Source data >>

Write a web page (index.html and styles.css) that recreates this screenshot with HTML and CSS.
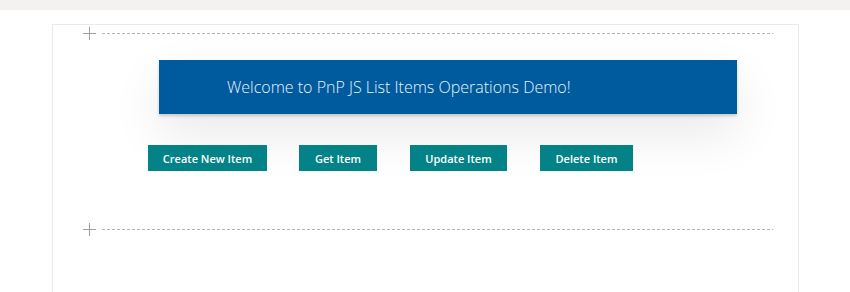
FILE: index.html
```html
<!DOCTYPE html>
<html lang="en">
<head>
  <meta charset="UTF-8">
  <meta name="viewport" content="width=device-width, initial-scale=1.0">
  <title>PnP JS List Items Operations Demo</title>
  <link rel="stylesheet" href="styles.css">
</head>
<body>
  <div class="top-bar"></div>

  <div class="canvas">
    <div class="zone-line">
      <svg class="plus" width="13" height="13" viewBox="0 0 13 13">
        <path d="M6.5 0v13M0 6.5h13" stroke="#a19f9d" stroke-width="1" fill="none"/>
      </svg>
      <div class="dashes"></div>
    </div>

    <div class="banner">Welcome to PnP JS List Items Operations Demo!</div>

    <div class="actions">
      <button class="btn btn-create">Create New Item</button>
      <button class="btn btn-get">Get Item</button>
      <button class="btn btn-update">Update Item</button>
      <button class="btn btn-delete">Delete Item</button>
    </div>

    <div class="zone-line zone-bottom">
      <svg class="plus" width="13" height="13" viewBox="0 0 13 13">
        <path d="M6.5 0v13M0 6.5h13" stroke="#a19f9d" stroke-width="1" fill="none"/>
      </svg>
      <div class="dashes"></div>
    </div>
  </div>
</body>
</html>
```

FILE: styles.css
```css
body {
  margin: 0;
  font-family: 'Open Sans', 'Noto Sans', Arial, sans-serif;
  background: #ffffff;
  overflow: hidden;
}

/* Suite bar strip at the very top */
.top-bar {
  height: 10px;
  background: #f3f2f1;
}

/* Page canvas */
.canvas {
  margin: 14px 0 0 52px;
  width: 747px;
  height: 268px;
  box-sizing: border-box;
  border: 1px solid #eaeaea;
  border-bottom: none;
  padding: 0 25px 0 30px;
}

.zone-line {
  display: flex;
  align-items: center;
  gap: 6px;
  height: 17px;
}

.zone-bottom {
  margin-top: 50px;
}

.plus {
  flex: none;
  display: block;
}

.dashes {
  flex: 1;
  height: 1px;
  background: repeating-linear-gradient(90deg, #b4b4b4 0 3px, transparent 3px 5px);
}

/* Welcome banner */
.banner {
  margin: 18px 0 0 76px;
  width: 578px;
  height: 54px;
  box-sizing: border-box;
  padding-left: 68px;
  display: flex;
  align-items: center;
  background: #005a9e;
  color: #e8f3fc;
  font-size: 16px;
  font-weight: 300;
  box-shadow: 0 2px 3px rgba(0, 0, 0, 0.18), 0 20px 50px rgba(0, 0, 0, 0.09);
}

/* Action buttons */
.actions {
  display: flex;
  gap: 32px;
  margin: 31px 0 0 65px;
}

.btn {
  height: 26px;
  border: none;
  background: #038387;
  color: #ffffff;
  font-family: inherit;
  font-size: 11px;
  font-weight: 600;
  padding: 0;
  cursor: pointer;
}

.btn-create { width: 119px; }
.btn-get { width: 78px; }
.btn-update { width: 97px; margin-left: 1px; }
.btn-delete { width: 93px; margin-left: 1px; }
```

Work to do >>
From the data above, pick out each line containing "styles" and copy it.

Task response >>
Write a web page (index.html and styles.css) that recreates this screenshot with HTML and CSS.
  <link rel="stylesheet" href="styles.css">
FILE: styles.css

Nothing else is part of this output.